If the handler crashes, the process restarts, or the broker loses the ACK, the broker will redeliver the same message — even though the database transaction already succeeded.

That’s how the same business logic can execute multiple times for a single message.

Why naive handlers fail

Handlers are often written as state mutations instead of state replacements.

Bad (non-idempotent):

quantity = quantity - 5

If this message is delivered twice:

• the database transaction runs twice
• the same business effect is applied twice
• the system slowly drifts into an incorrect state

No exception is thrown.
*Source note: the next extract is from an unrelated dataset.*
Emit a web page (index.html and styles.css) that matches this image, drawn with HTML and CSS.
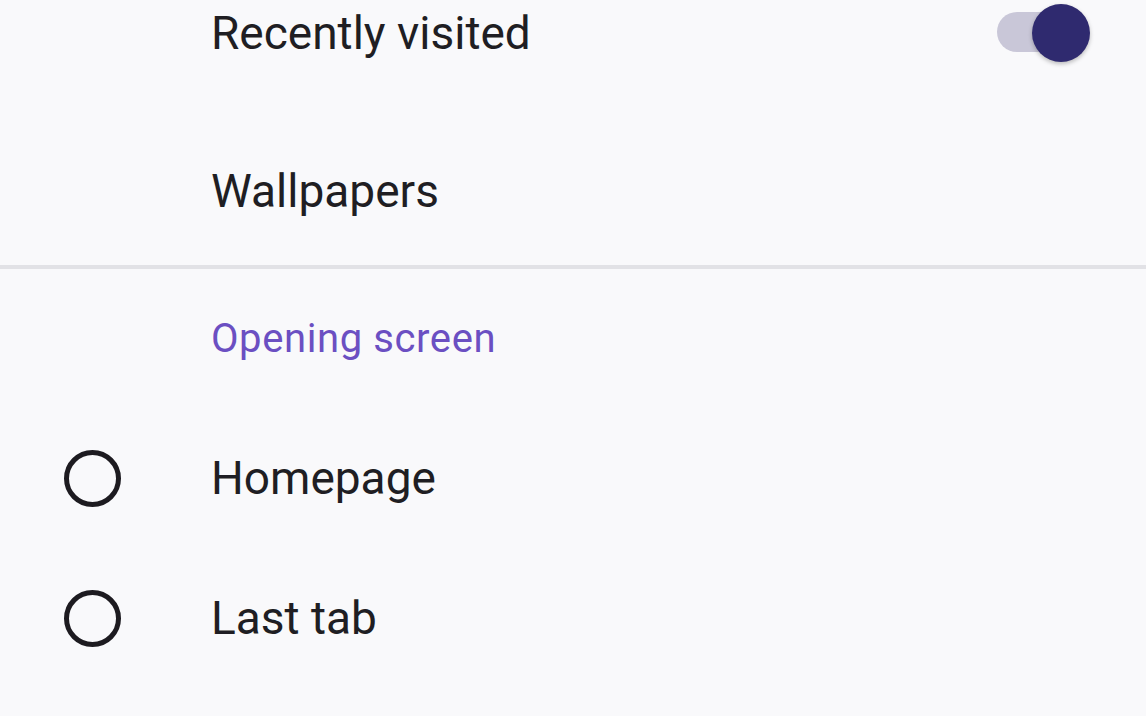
FILE: index.html
```html
<!DOCTYPE html>
<html>
<head>
<meta charset="utf-8">
<link rel="stylesheet" href="styles.css">
</head>
<body>
<div class="screen">
  <div class="row row-toggle">
    <span class="label">Recently visited</span>
    <span class="switch"><span class="track"></span><span class="thumb"></span></span>
  </div>
  <div class="row row-plain">
    <span class="label">Wallpapers</span>
  </div>
  <div class="divider"></div>
  <div class="section-title">Opening screen</div>
  <div class="row row-radio first">
    <span class="radio"></span>
    <span class="label">Homepage</span>
  </div>
  <div class="row row-radio">
    <span class="radio"></span>
    <span class="label">Last tab</span>
  </div>
</div>
</body>
</html>
```

FILE: styles.css
```css
html, body {
  margin: 0;
  padding: 0;
  background: #f9f9fb;
}
.screen {
  width: 1146px;
  height: 716px;
  overflow: hidden;
  font-family: Roboto, "Noto Sans", sans-serif;
  color: #1f1e23;
  display: flex;
  flex-direction: column;
}
.row {
  display: flex;
  align-items: center;
  padding-left: 211px;
  font-size: 46px;
  flex: none;
}
.label {
  line-height: 1;
}
.row-toggle {
  height: 66px;
  justify-content: space-between;
  padding-right: 56px;
}
.switch {
  position: relative;
  width: 93px;
  height: 58px;
  display: block;
}
.track {
  position: absolute;
  left: 0;
  top: 8px;
  width: 84px;
  height: 40px;
  border-radius: 20px;
  background: #c9c7d8;
}
.thumb {
  position: absolute;
  right: 0;
  top: 0;
  width: 58px;
  height: 58px;
  border-radius: 50%;
  background: #2f2a6f;
  box-shadow: 0 2px 4px rgba(0,0,0,0.25);
}
.row-plain {
  height: 110px;
  margin-top: 70px;
}
.divider {
  height: 4px;
  background: #e2e2e6;
  margin-top: 19px;
  flex: none;
}
.section-title {
  padding-left: 211px;
  font-size: 40px;
  letter-spacing: 0.6px;
  color: #6b4fc2;
  height: 138px;
  display: flex;
  align-items: center;
  flex: none;
}
.row-radio {
  padding-left: 64px;
  height: 140px;
}
.row-radio.first {
  margin-top: 1px;
}
.radio {
  width: 47px;
  height: 47px;
  border: 5px solid #1d1b20;
  border-radius: 50%;
  margin-right: 90px;
  flex: none;
}
```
No error is logged.

The system is simply wrong.

What idempotent handlers look like

Good (idempotent):

quantity = 5

This handler describes the desired end state, not the transition.
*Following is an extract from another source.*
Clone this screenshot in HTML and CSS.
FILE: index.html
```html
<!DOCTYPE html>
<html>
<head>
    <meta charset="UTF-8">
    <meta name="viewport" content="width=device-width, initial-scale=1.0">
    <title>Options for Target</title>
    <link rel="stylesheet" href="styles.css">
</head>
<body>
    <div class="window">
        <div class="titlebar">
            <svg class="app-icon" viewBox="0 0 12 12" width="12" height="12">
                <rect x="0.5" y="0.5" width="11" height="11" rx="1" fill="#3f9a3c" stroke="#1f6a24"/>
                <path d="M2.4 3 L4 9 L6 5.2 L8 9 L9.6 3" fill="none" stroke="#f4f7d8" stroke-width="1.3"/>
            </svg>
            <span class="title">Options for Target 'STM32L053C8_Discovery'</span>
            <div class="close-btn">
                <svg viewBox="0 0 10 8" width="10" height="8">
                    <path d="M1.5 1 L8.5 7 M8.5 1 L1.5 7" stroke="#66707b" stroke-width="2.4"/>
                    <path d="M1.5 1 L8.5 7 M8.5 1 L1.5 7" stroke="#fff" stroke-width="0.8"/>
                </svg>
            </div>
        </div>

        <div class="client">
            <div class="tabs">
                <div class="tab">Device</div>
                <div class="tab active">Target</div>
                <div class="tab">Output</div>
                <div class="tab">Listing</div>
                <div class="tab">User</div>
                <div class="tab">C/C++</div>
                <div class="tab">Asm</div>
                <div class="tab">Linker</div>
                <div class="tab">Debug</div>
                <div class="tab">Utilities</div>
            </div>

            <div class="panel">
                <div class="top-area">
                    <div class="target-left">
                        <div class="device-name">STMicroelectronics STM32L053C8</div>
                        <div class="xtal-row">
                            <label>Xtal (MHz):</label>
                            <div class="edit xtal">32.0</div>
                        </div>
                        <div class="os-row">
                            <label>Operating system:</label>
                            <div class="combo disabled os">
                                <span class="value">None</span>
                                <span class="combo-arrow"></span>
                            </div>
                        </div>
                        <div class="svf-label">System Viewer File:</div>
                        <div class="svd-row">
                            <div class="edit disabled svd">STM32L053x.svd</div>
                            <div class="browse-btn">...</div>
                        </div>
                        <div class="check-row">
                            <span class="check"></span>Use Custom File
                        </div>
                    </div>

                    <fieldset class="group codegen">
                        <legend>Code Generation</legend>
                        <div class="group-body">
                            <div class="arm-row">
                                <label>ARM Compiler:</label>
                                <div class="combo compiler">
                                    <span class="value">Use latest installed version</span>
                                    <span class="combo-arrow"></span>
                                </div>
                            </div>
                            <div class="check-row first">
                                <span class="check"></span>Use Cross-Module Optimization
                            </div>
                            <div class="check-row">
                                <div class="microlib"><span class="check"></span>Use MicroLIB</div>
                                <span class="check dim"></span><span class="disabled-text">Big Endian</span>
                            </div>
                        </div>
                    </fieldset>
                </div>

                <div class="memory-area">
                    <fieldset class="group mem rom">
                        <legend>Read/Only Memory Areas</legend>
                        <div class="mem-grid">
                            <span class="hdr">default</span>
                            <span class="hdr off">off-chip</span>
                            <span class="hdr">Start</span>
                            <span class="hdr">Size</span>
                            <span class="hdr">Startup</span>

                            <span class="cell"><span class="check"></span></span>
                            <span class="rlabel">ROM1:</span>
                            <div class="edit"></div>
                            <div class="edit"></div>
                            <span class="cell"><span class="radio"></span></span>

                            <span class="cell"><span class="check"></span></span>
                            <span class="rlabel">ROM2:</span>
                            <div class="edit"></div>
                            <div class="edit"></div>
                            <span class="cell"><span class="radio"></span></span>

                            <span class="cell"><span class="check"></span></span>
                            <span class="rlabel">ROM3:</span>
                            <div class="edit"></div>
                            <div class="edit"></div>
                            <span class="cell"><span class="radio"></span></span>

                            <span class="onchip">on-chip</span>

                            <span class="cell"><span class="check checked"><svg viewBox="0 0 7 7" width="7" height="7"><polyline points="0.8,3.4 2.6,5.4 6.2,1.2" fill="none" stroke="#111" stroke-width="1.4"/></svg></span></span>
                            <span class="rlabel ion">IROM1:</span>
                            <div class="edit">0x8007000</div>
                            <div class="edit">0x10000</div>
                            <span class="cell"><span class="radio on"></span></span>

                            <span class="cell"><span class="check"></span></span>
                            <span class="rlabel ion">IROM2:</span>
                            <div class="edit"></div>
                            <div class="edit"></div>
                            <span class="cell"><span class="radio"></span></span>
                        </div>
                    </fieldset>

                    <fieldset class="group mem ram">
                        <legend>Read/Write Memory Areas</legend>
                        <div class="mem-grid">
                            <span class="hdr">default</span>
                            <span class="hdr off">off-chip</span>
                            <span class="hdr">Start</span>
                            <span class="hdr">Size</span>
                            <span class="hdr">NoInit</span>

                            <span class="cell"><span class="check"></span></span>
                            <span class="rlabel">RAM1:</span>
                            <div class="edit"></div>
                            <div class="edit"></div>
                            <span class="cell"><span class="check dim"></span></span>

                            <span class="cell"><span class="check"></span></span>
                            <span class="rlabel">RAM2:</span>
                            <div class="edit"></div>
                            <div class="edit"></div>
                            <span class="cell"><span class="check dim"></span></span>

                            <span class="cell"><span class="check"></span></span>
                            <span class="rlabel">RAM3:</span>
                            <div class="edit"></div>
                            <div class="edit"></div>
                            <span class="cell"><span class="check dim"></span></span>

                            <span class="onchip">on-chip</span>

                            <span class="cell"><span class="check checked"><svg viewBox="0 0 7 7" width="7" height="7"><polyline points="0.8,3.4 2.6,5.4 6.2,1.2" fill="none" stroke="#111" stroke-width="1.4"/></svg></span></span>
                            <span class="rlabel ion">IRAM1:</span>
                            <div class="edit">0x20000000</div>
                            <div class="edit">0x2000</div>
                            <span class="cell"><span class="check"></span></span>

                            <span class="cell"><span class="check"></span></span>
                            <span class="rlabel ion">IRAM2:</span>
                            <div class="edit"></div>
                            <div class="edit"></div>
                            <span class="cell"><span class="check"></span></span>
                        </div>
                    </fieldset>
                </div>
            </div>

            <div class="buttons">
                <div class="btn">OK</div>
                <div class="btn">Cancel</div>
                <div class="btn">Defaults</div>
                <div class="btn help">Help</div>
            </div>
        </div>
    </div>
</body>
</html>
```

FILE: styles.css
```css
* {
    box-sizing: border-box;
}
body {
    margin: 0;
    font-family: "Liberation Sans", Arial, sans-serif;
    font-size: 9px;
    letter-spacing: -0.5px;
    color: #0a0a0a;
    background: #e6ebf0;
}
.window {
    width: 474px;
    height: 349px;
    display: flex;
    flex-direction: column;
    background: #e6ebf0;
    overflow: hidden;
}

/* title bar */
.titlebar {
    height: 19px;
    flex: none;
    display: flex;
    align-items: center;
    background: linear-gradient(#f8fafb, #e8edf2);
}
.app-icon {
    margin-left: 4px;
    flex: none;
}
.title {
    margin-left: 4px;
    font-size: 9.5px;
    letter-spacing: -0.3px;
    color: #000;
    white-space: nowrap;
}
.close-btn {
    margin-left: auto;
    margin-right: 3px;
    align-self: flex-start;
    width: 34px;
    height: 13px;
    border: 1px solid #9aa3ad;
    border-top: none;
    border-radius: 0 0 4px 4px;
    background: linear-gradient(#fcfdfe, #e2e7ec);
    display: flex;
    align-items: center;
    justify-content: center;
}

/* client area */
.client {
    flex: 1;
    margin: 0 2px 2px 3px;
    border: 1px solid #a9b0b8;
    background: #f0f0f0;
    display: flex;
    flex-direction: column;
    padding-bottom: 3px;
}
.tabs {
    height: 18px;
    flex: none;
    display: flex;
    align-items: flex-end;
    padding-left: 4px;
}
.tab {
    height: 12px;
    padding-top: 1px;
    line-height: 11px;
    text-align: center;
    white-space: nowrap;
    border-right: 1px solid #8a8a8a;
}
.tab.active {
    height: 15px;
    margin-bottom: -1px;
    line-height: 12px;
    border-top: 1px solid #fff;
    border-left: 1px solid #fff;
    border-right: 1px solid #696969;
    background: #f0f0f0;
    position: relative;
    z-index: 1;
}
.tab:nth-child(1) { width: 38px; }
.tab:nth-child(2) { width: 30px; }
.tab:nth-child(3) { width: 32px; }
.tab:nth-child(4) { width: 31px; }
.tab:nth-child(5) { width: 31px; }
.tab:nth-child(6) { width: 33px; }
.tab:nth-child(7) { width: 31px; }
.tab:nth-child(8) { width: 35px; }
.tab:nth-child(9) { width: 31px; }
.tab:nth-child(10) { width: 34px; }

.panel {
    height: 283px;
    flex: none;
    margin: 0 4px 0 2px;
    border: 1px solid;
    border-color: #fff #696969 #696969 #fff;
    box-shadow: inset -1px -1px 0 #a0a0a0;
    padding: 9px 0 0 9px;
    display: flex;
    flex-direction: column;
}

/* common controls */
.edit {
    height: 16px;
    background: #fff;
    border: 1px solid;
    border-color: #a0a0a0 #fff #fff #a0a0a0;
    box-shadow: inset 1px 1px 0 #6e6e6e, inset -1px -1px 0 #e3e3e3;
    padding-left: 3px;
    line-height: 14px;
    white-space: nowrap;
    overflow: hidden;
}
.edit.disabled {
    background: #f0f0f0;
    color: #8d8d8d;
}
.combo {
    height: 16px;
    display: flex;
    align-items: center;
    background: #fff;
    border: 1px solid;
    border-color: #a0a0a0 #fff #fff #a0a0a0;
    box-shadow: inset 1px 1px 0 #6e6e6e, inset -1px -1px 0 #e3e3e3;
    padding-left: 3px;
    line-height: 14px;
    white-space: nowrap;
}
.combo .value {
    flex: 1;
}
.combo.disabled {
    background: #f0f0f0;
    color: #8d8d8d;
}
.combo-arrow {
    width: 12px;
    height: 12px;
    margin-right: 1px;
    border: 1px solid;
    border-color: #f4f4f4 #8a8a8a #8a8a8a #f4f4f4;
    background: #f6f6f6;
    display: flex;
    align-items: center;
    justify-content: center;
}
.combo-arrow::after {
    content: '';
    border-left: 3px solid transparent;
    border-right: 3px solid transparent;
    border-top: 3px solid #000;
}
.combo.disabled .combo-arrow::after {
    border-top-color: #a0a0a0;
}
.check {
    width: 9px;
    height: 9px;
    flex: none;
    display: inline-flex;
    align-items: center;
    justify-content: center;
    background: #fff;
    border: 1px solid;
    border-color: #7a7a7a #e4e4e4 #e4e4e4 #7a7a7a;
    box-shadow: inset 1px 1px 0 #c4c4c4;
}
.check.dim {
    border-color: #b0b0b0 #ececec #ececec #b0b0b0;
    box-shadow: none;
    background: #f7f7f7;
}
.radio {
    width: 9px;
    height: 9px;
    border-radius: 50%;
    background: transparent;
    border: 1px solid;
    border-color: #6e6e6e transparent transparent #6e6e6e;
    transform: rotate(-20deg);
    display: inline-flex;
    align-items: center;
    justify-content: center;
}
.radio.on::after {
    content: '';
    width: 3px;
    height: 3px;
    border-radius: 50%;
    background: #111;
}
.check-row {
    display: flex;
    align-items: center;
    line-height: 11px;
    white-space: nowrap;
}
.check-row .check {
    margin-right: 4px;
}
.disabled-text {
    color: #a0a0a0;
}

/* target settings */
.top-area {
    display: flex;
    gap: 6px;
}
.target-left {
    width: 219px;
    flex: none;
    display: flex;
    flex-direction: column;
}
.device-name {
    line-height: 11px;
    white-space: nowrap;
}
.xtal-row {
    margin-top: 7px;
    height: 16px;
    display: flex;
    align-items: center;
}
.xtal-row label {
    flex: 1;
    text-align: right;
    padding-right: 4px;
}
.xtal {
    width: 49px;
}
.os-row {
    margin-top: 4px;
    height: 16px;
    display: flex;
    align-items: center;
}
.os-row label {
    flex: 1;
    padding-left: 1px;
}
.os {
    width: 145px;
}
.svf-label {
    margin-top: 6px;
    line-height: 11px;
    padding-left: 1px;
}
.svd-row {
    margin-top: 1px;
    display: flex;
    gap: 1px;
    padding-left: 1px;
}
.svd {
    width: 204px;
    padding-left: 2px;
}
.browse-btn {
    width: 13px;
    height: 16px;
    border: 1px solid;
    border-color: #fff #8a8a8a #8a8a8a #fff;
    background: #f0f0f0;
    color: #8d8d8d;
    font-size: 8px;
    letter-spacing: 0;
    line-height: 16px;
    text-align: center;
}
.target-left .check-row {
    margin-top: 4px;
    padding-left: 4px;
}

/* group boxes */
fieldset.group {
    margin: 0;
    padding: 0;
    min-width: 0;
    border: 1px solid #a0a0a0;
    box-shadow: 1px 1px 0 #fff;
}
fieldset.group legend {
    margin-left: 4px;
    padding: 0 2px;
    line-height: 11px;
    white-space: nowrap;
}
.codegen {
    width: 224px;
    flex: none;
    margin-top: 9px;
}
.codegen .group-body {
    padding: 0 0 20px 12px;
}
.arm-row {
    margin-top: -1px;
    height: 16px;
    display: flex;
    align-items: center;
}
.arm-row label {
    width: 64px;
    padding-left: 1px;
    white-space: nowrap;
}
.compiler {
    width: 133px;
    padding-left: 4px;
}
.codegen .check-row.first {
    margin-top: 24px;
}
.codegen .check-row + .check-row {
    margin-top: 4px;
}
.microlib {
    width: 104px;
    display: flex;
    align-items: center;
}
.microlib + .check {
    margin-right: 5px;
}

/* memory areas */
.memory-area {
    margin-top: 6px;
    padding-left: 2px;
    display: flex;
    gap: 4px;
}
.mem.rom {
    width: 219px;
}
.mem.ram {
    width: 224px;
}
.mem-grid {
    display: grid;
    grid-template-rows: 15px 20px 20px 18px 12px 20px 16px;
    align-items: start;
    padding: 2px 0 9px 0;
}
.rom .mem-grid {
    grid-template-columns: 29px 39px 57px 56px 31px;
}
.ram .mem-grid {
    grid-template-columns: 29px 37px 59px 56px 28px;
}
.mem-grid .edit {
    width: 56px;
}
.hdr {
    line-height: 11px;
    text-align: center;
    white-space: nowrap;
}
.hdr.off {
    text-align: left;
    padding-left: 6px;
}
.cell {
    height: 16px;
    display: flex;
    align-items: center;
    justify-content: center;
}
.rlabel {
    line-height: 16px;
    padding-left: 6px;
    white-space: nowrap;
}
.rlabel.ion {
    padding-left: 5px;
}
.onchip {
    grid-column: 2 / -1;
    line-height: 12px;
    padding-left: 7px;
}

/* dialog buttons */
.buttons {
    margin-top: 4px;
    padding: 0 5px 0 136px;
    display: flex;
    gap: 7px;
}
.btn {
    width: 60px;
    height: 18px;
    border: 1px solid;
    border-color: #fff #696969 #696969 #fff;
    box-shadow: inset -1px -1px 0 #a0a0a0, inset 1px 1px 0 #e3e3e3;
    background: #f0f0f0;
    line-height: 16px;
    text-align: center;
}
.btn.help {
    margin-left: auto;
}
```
If the message is replayed:

• the database ends up in the same state
• side effects are not multiplied
• the system remains correct

Making handlers idempotent in practice

There are two common strategies:

1. Track processed message IDs

• Store messageId / eventId in the database
• Enforce uniqueness (unique index or conditional write)
• If the ID already exists → treat the message as a replay and exit safely

This can be implemented:

• in a dedicated PROCESSED_MESSAGES table (SQL)
• inside the business entity itself (common for NoSQL)
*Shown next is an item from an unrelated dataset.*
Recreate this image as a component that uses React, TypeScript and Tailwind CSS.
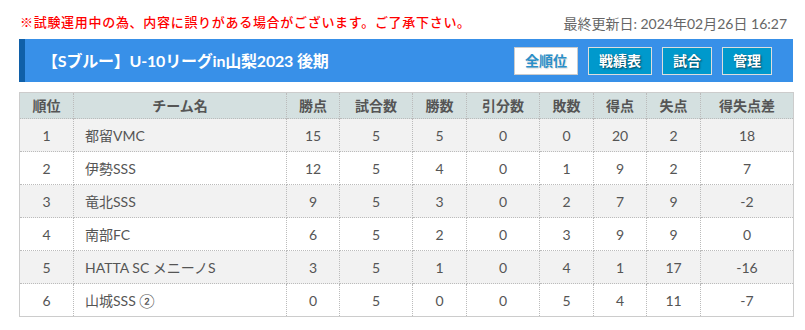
import React from "react";

const rows = [
  ["1", "都留VMC", "15", "5", "5", "0", "0", "20", "2", "18"],
  ["2", "伊勢SSS", "12", "5", "4", "0", "1", "9", "2", "7"],
  ["3", "竜北SSS", "9", "5", "3", "0", "2", "7", "9", "-2"],
  ["4", "南部FC", "6", "5", "2", "0", "3", "9", "9", "0"],
  ["5", "HATTA SC メニーノS", "3", "5", "1", "0", "4", "1", "17", "-16"],
  ["6", "山城SSS ②", "0", "5", "0", "0", "5", "4", "11", "-7"],
];

const heads = ["順位", "チーム名", "勝点", "試合数", "勝数", "引分数", "敗数", "得点", "失点", "得失点差"];
const widths = [54, 213, 53, 73, 54, 73, 54, 53, 54, 93];

export default function App() {
  return (
    <div
      className="w-[805px] h-[330px] bg-white text-[#555]"
      style={{ fontFamily: 'Lato, "Noto Sans CJK JP", sans-serif' }}
    >
      <div className="ml-[19px] w-[774px] pt-[13px]">
        <div className="flex items-center justify-between h-[20px]">
          <span className="text-[13px] tracking-[0.7px] text-[#ff0000] ml-[1px] font-medium">
            ※試験運用中の為、内容に誤りがある場合がございます。ご了承下さい。
          </span>
          <span className="text-[14px] text-[#666] mr-[6px]">最終更新日: 2024年02月26日 16:27</span>
        </div>
        <div className="mt-[6px] h-[43px] bg-[#3890e8] border-l-[6px] border-[#1060a8] flex items-center justify-between pl-[17px] pr-[21px]">
          <span className="text-white font-bold text-[16px] tracking-[-0.2px]">【Sブルー】U-10リーグin山梨2023 後期</span>
          <div className="flex gap-[10px]">
            <div className="h-[28px] px-[10px] bg-white border border-[#ccc] flex items-center text-[14px] font-bold text-[#2a8fc9] [text-shadow:1px_1px_1px_rgba(0,0,0,0.15)]">
              全順位
            </div>
            {["戦績表", "試合", "管理"].map((t) => (
              <div
                key={t}
                className="h-[28px] px-[10px] bg-[#0099cc] border border-[#ddd] flex items-center text-[14px] font-bold text-white [text-shadow:1px_1px_2px_rgba(0,0,0,0.6)]"
              >
                {t}
              </div>
            ))}
          </div>
        </div>
        <table className="mt-[10px] w-[774px] table-fixed border-collapse border border-[#ccc] text-[14px]">
          <colgroup>
            {widths.map((w, i) => (
              <col key={i} style={{ width: w }} />
            ))}
          </colgroup>
          <thead>
            <tr className="h-[26px] bg-[#d4e0e0]">
              {heads.map((h, i) => (
                <th
                  key={i}
                  className="font-bold text-[#555] text-center border-x border-dotted border-[#bbb]"
                >
                  {h}
                </th>
              ))}
            </tr>
          </thead>
          <tbody>
            {rows.map((r, ri) => (
              <tr key={ri} className={`h-[33px] ${ri % 2 === 0 ? "bg-[#f2f2f2]" : "bg-white"}`}>
                {r.map((c, ci) => (
                  <td
                    key={ci}
                    className={`border border-dotted border-[#bbb] ${ci === 1 ? "text-left pl-[11px]" : "text-center"}`}
                  >
                    {c}
                  </td>
                ))}
              </tr>
            ))}
          </tbody>
        </table>
      </div>
    </div>
  );
}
2. Make updates naturally idempotent

• Prefer state replacement over mutation
• Use absolute values instead of deltas
• Store the highest processed event version per aggregate

Rule of thumb: assume every message will be delivered more than once.

If processing the same message twice changes the outcome, the handler is not production-safe.

A rule worth remembering

If your integration cannot safely process the same request twice, it is not production-ready.

Idempotency is not an optimization. It is a safety guarantee.

Key takeaways

• Duplicate requests are normal
• Retries are unavoidable
• Idempotency must be designed intentionally
• Payments, orders, and inventory must be idempotent
• If you ignore this, production will teach you — painfully

In the next article, we’ll talk about retry patterns that don’t destroy systems.

Because retries without idempotency are a loaded gun.